= Written problem =
Your task is to repeat the lines below exactly, excluding any pictures they contain.

= Information supplied =
## start

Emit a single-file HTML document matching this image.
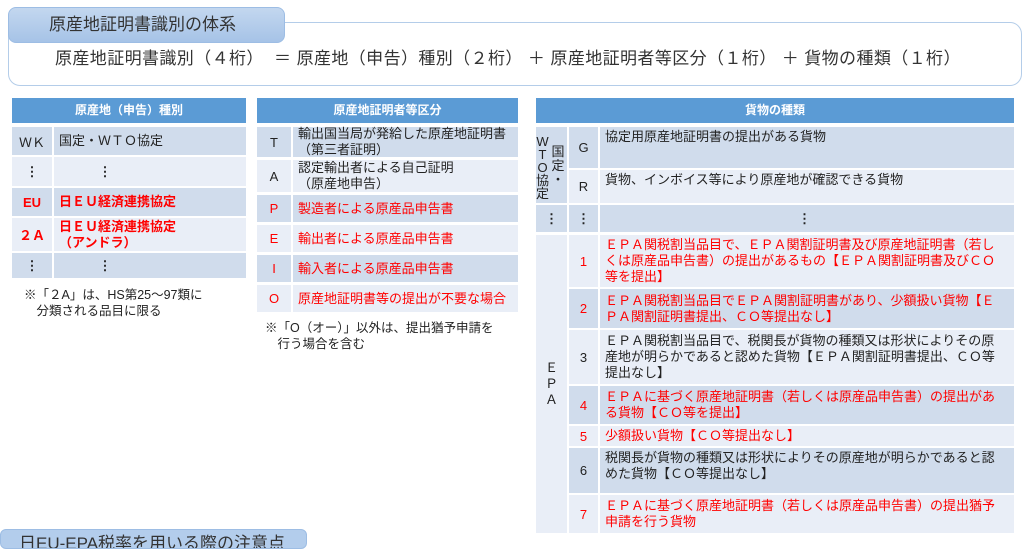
<!DOCTYPE html>
<html><head><meta charset="utf-8"><style>
*{margin:0;padding:0;box-sizing:border-box}
body{width:1024px;height:537px;overflow:hidden;background:#fff;position:relative;font-family:"Liberation Sans","Noto Sans CJK JP",sans-serif;color:#222}
.a{position:absolute}
.h{background:#5b9bd5;color:#fff;font-weight:bold;font-size:12px;text-align:center;line-height:25px}
.d{background:#d0dcec}.l{background:#e9eef7}
.c{display:flex;align-items:center;justify-content:center;font-size:13px}
.t{display:flex;align-items:center;font-size:13px;line-height:16px;padding-left:5px}
.w{padding-right:12px}
.r{color:#f00}
.b{font-weight:bold}
.tp{align-items:flex-start;padding-top:2px}
</style></head><body>
<div class="a" style="left:8px;top:22px;width:1014px;height:64px;border:1.5px solid #b4cde9;border-radius:12px"></div>
<div class="a" style="left:8px;top:7px;width:277px;height:36px;border:1px solid #9dbde4;border-radius:8px;background:linear-gradient(#c3d7ef,#a6c3e7);font-size:17px;line-height:34px;padding-left:40px;color:#333">原産地証明書識別の体系</div>
<div class="a" style="left:55px;top:47px;font-size:17px;line-height:24px;white-space:pre;color:#333;letter-spacing:0.4px">原産地証明書識別（４桁）  ＝ 原産地（申告）種別（２桁） ＋ 原産地証明者等区分（１桁） ＋ 貨物の種類（１桁）</div>

<!-- table1 -->
<div class="a h" style="left:12px;top:98px;width:234px;height:25px">原産地（申告）種別</div>
<div class="a d c" style="left:12px;top:127px;width:40px;height:28px">ＷＫ</div>
<div class="a d t" style="left:54px;top:127px;width:192px;height:28px">国定・ＷＴＯ協定</div>
<div class="a l c b" style="left:12px;top:157px;width:40px;height:29px">⋮</div>
<div class="a l c b" style="left:54px;top:157px;width:192px;height:29px;padding-right:90px">⋮</div>
<div class="a d c r b" style="left:12px;top:188px;width:40px;height:28px">EU</div>
<div class="a d t r b" style="left:54px;top:188px;width:192px;height:28px">日ＥＵ経済連携協定</div>
<div class="a l c r b" style="left:12px;top:218px;width:40px;height:33px">２Ａ</div>
<div class="a l t r b" style="left:54px;top:218px;width:192px;height:33px">日ＥＵ経済連携協定<br>（アンドラ）</div>
<div class="a d c b" style="left:12px;top:253px;width:40px;height:25px">⋮</div>
<div class="a d c b" style="left:54px;top:253px;width:192px;height:25px;padding-right:90px">⋮</div>
<div class="a" style="left:24px;top:287px;font-size:12.5px;line-height:16px">※「２A」は、HS第25～97類に<br>　分類される品目に限る</div>

<!-- table2 -->
<div class="a h" style="left:257px;top:98px;width:261px;height:25px">原産地証明者等区分</div>
<div class="a d c" style="left:257px;top:127px;width:34px;height:30px">T</div>
<div class="a d t" style="left:293px;top:127px;width:225px;height:30px">輸出国当局が発給した原産地証明書<br>（第三者証明）</div>
<div class="a l c" style="left:257px;top:160px;width:34px;height:32px">A</div>
<div class="a l t" style="left:293px;top:160px;width:225px;height:32px">認定輸出者による自己証明<br>（原産地申告）</div>
<div class="a d c r" style="left:257px;top:195px;width:34px;height:27px">P</div>
<div class="a d t r" style="left:293px;top:195px;width:225px;height:27px">製造者による原産品申告書</div>
<div class="a l c r" style="left:257px;top:225px;width:34px;height:27px">E</div>
<div class="a l t r" style="left:293px;top:225px;width:225px;height:27px">輸出者による原産品申告書</div>
<div class="a d c r" style="left:257px;top:255px;width:34px;height:27px">I</div>
<div class="a d t r" style="left:293px;top:255px;width:225px;height:27px">輸入者による原産品申告書</div>
<div class="a l c r" style="left:257px;top:285px;width:34px;height:27px">O</div>
<div class="a l t r" style="left:293px;top:285px;width:225px;height:27px">原産地証明書等の提出が不要な場合</div>
<div class="a" style="left:265px;top:320px;font-size:12.5px;line-height:16px">※「O（オー）」以外は、提出猶予申請を<br>　行う場合を含む</div>

<!-- table3 -->
<div class="a h" style="left:536px;top:98px;width:478px;height:25px">貨物の種類</div>
<div class="a d" style="left:536px;top:127px;width:31px;height:76px;font-size:13px;line-height:13px">
 <div class="a" style="left:0px;top:8px;width:13px;text-align:center">W<br>T<br>O<br>協<br>定</div>
 <div class="a" style="left:15px;top:18px;width:14px;text-align:center;line-height:14px">国<br>定<br>・</div>
</div>
<div class="a d c" style="left:569px;top:127px;width:29px;height:41px">G</div>
<div class="a d t tp w" style="left:600px;top:127px;width:414px;height:41px">協定用原産地証明書の提出がある貨物</div>
<div class="a l c" style="left:569px;top:170px;width:29px;height:33px">R</div>
<div class="a l t tp w" style="left:600px;top:170px;width:414px;height:33px">貨物、インボイス等により原産地が確認できる貨物</div>
<div class="a d c b" style="left:536px;top:205px;width:31px;height:27px">⋮</div>
<div class="a d c b" style="left:569px;top:205px;width:29px;height:27px">⋮</div>
<div class="a d c b" style="left:600px;top:205px;width:414px;height:27px;padding-right:5px">⋮</div>
<div class="a l c" style="left:536px;top:235px;width:31px;height:298px;font-size:13px;line-height:16px;text-align:center">Ｅ<br>Ｐ<br>Ａ</div>
<div class="a l c r" style="left:569px;top:235px;width:29px;height:52px">1</div>
<div class="a l t r w" style="left:600px;top:235px;width:414px;height:52px">ＥＰＡ関税割当品目で、ＥＰＡ関割証明書及び原産地証明書（若しくは原産品申告書）の提出があるもの【ＥＰＡ関割証明書及びＣＯ等を提出】</div>
<div class="a d c r" style="left:569px;top:289px;width:29px;height:39px">2</div>
<div class="a d t r w" style="left:600px;top:289px;width:414px;height:39px">ＥＰＡ関税割当品目でＥＰＡ関割証明書があり、少額扱い貨物【ＥＰＡ関割証明書提出、ＣＯ等提出なし】</div>
<div class="a l c" style="left:569px;top:330px;width:29px;height:54px">3</div>
<div class="a l t w" style="left:600px;top:330px;width:414px;height:54px">ＥＰＡ関税割当品目で、税関長が貨物の種類又は形状によりその原産地が明らかであると認めた貨物【ＥＰＡ関割証明書提出、ＣＯ等提出なし】</div>
<div class="a d c r" style="left:569px;top:386px;width:29px;height:38px">4</div>
<div class="a d t r w" style="left:600px;top:386px;width:414px;height:38px">ＥＰＡに基づく原産地証明書（若しくは原産品申告書）の提出がある貨物【ＣＯ等を提出】</div>
<div class="a l c r" style="left:569px;top:426px;width:29px;height:20px">5</div>
<div class="a l t r w" style="left:600px;top:426px;width:414px;height:20px">少額扱い貨物【ＣＯ等提出なし】</div>
<div class="a d c" style="left:569px;top:448px;width:29px;height:45px">6</div>
<div class="a d t tp w" style="left:600px;top:448px;width:414px;height:45px">税関長が貨物の種類又は形状によりその原産地が明らかであると認めた貨物【ＣＯ等提出なし】</div>
<div class="a l c r" style="left:569px;top:495px;width:29px;height:38px">7</div>
<div class="a l t r w" style="left:600px;top:495px;width:414px;height:38px">ＥＰＡに基づく原産地証明書（若しくは原産品申告書）の提出猶予申請を行う貨物</div>

<div class="a" style="left:0;top:529px;width:307px;height:20px;border:1px solid #9dbde4;border-radius:6px;background:#b3cdec;font-size:17px;line-height:22px;padding-top:3px;padding-left:18px;color:#333;overflow:hidden">日EU-EPA税率を用いる際の注意点</div>
</body></html>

## end

= Answer to the task =
Emit a single-file HTML document matching this image.
<!DOCTYPE html>
<html><head><meta charset="utf-8"><style>
*{margin:0;padding:0;box-sizing:border-box}
body{width:1024px;height:537px;overflow:hidden;background:#fff;position:relative;font-family:"Liberation Sans","Noto Sans CJK JP",sans-serif;color:#222}
.a{position:absolute}
.h{background:#5b9bd5;color:#fff;font-weight:bold;font-size:12px;text-align:center;line-height:25px}
.d{background:#d0dcec}.l{background:#e9eef7}
.c{display:flex;align-items:center;justify-content:center;font-size:13px}
.t{display:flex;align-items:center;font-size:13px;line-height:16px;padding-left:5px}
.w{padding-right:12px}
.r{color:#f00}
.b{font-weight:bold}
.tp{align-items:flex-start;padding-top:2px}
</style></head><body>
<div class="a" style="left:8px;top:22px;width:1014px;height:64px;border:1.5px solid #b4cde9;border-radius:12px"></div>
<div class="a" style="left:8px;top:7px;width:277px;height:36px;border:1px solid #9dbde4;border-radius:8px;background:linear-gradient(#c3d7ef,#a6c3e7);font-size:17px;line-height:34px;padding-left:40px;color:#333">原産地証明書識別の体系</div>
<div class="a" style="left:55px;top:47px;font-size:17px;line-height:24px;white-space:pre;color:#333;letter-spacing:0.4px">原産地証明書識別（４桁）  ＝ 原産地（申告）種別（２桁） ＋ 原産地証明者等区分（１桁） ＋ 貨物の種類（１桁）</div>

<!-- table1 -->
<div class="a h" style="left:12px;top:98px;width:234px;height:25px">原産地（申告）種別</div>
<div class="a d c" style="left:12px;top:127px;width:40px;height:28px">ＷＫ</div>
<div class="a d t" style="left:54px;top:127px;width:192px;height:28px">国定・ＷＴＯ協定</div>
<div class="a l c b" style="left:12px;top:157px;width:40px;height:29px">⋮</div>
<div class="a l c b" style="left:54px;top:157px;width:192px;height:29px;padding-right:90px">⋮</div>
<div class="a d c r b" style="left:12px;top:188px;width:40px;height:28px">EU</div>
<div class="a d t r b" style="left:54px;top:188px;width:192px;height:28px">日ＥＵ経済連携協定</div>
<div class="a l c r b" style="left:12px;top:218px;width:40px;height:33px">２Ａ</div>
<div class="a l t r b" style="left:54px;top:218px;width:192px;height:33px">日ＥＵ経済連携協定<br>（アンドラ）</div>
<div class="a d c b" style="left:12px;top:253px;width:40px;height:25px">⋮</div>
<div class="a d c b" style="left:54px;top:253px;width:192px;height:25px;padding-right:90px">⋮</div>
<div class="a" style="left:24px;top:287px;font-size:12.5px;line-height:16px">※「２A」は、HS第25～97類に<br>　分類される品目に限る</div>

<!-- table2 -->
<div class="a h" style="left:257px;top:98px;width:261px;height:25px">原産地証明者等区分</div>
<div class="a d c" style="left:257px;top:127px;width:34px;height:30px">T</div>
<div class="a d t" style="left:293px;top:127px;width:225px;height:30px">輸出国当局が発給した原産地証明書<br>（第三者証明）</div>
<div class="a l c" style="left:257px;top:160px;width:34px;height:32px">A</div>
<div class="a l t" style="left:293px;top:160px;width:225px;height:32px">認定輸出者による自己証明<br>（原産地申告）</div>
<div class="a d c r" style="left:257px;top:195px;width:34px;height:27px">P</div>
<div class="a d t r" style="left:293px;top:195px;width:225px;height:27px">製造者による原産品申告書</div>
<div class="a l c r" style="left:257px;top:225px;width:34px;height:27px">E</div>
<div class="a l t r" style="left:293px;top:225px;width:225px;height:27px">輸出者による原産品申告書</div>
<div class="a d c r" style="left:257px;top:255px;width:34px;height:27px">I</div>
<div class="a d t r" style="left:293px;top:255px;width:225px;height:27px">輸入者による原産品申告書</div>
<div class="a l c r" style="left:257px;top:285px;width:34px;height:27px">O</div>
<div class="a l t r" style="left:293px;top:285px;width:225px;height:27px">原産地証明書等の提出が不要な場合</div>
<div class="a" style="left:265px;top:320px;font-size:12.5px;line-height:16px">※「O（オー）」以外は、提出猶予申請を<br>　行う場合を含む</div>

<!-- table3 -->
<div class="a h" style="left:536px;top:98px;width:478px;height:25px">貨物の種類</div>
<div class="a d" style="left:536px;top:127px;width:31px;height:76px;font-size:13px;line-height:13px">
 <div class="a" style="left:0px;top:8px;width:13px;text-align:center">W<br>T<br>O<br>協<br>定</div>
 <div class="a" style="left:15px;top:18px;width:14px;text-align:center;line-height:14px">国<br>定<br>・</div>
</div>
<div class="a d c" style="left:569px;top:127px;width:29px;height:41px">G</div>
<div class="a d t tp w" style="left:600px;top:127px;width:414px;height:41px">協定用原産地証明書の提出がある貨物</div>
<div class="a l c" style="left:569px;top:170px;width:29px;height:33px">R</div>
<div class="a l t tp w" style="left:600px;top:170px;width:414px;height:33px">貨物、インボイス等により原産地が確認できる貨物</div>
<div class="a d c b" style="left:536px;top:205px;width:31px;height:27px">⋮</div>
<div class="a d c b" style="left:569px;top:205px;width:29px;height:27px">⋮</div>
<div class="a d c b" style="left:600px;top:205px;width:414px;height:27px;padding-right:5px">⋮</div>
<div class="a l c" style="left:536px;top:235px;width:31px;height:298px;font-size:13px;line-height:16px;text-align:center">Ｅ<br>Ｐ<br>Ａ</div>
<div class="a l c r" style="left:569px;top:235px;width:29px;height:52px">1</div>
<div class="a l t r w" style="left:600px;top:235px;width:414px;height:52px">ＥＰＡ関税割当品目で、ＥＰＡ関割証明書及び原産地証明書（若しくは原産品申告書）の提出があるもの【ＥＰＡ関割証明書及びＣＯ等を提出】</div>
<div class="a d c r" style="left:569px;top:289px;width:29px;height:39px">2</div>
<div class="a d t r w" style="left:600px;top:289px;width:414px;height:39px">ＥＰＡ関税割当品目でＥＰＡ関割証明書があり、少額扱い貨物【ＥＰＡ関割証明書提出、ＣＯ等提出なし】</div>
<div class="a l c" style="left:569px;top:330px;width:29px;height:54px">3</div>
<div class="a l t w" style="left:600px;top:330px;width:414px;height:54px">ＥＰＡ関税割当品目で、税関長が貨物の種類又は形状によりその原産地が明らかであると認めた貨物【ＥＰＡ関割証明書提出、ＣＯ等提出なし】</div>
<div class="a d c r" style="left:569px;top:386px;width:29px;height:38px">4</div>
<div class="a d t r w" style="left:600px;top:386px;width:414px;height:38px">ＥＰＡに基づく原産地証明書（若しくは原産品申告書）の提出がある貨物【ＣＯ等を提出】</div>
<div class="a l c r" style="left:569px;top:426px;width:29px;height:20px">5</div>
<div class="a l t r w" style="left:600px;top:426px;width:414px;height:20px">少額扱い貨物【ＣＯ等提出なし】</div>
<div class="a d c" style="left:569px;top:448px;width:29px;height:45px">6</div>
<div class="a d t tp w" style="left:600px;top:448px;width:414px;height:45px">税関長が貨物の種類又は形状によりその原産地が明らかであると認めた貨物【ＣＯ等提出なし】</div>
<div class="a l c r" style="left:569px;top:495px;width:29px;height:38px">7</div>
<div class="a l t r w" style="left:600px;top:495px;width:414px;height:38px">ＥＰＡに基づく原産地証明書（若しくは原産品申告書）の提出猶予申請を行う貨物</div>

<div class="a" style="left:0;top:529px;width:307px;height:20px;border:1px solid #9dbde4;border-radius:6px;background:#b3cdec;font-size:17px;line-height:22px;padding-top:3px;padding-left:18px;color:#333;overflow:hidden">日EU-EPA税率を用いる際の注意点</div>
</body></html>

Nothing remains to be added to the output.